I've gotten a good harvest of green beans this week, more than even we green-bean lovers can eat fresh. What to do? Clean them, take off the ends, string as necessary, break or cut into 1-inch pieces, and blanch for 5 minutes. From there, either plunge into ice water (not yourself, though you will feel like it- the beans) to cool off quickly, then into labeled freezer containers or bags, or can them while hot with enough of their cooking water to cover and leave a head space of one inch. 
One inch? Why? Because beans are low-acid foods, we use a pressure canner to can them, and the food expands at high temperature and pressure. The increased pressure raises the temperature to kill some very interesting bacteria that thrive in low-oxygen conditions and produce deadly toxins. Go to the University of Georgia for the latest safety info from the USDA, and follow the rules exactly, and you'll have green beans this winter even if there is a power outage. It works- there are multiple safety features built into these things now, so nothing blows up, and it seems to expel less heat into the kitchen than an open water-bath canner. If you are good at following instructions, you should try it sometime.

Saturday, June 27, 2009

Poona Khira


This is a traditional variety of cucumber from India, usually available only in the area around the city of Puna. The plant TOOK OFF growing when the temperatures went above 95 F for daytime highs. It is supposed to stay sweet despite the heat. If global warming is going to happen, or global cooling, or whatever changing conditions may be, it is wise to use our global communications to ask others, "what do you grow in hot,dry-yet-humid conditions? How do you plant it, fertilize it, and grow it?

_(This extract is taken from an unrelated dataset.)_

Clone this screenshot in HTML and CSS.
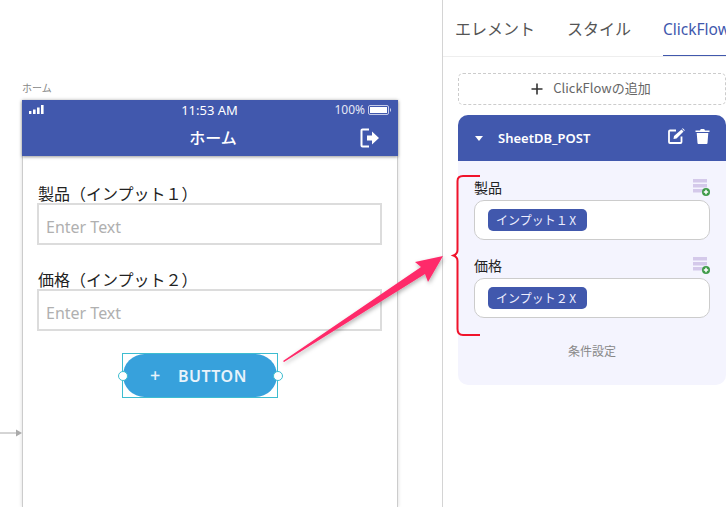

How do you know it is ready to eat? How do you prepare it?". Maybe the land grant institutions could catalog and maintain seed banks and information, not just for "germ plasm" as raw material for experiments, but as a rich record of the agricultural ingenuity that enables humans to live and grow food in a wide variety of conditions all over the world. It would be a lot easier to help people adapt with resistant plants that already exist than to say "Give us millions of government dollars, and we'll engineer a resistant plant- sure it'll need a ton of water and specific fertilizers to make up for the fact that the inserted vector hit an essential enzymatic pathway, but it'll be rust resistant!" Can't we just try using what God has already given? We do not have to reinvent the wheel when a very nice vehicle sits in the driveway, fueled and ready to go.

Friday, June 26, 2009

Identifying a Volunteer


This may be the leaf of an acorn squash! Look at the little squash under the leaf and to the right. If so, I have at least 2 of these vining plants growing out in the garden, from seeds I "composted" out back from store-bought squash. Freebies! If I can keep them alive past the borers and the heat, it will be good to eat our own squash this fall. I won't be able to save the seed from these, though- I have zucchini plants out there, and summer and winter squash can cross-pollinate. My yard is too small to separate them adequately, as they are pollinated by bees. With the borage out there, at least a few bees seem to be daily visitors, so I hope they keep coming, and the borage keeps blooming.
Correction: I think it may be a melon- it isn't keeping that "acorn" shape as of June 30.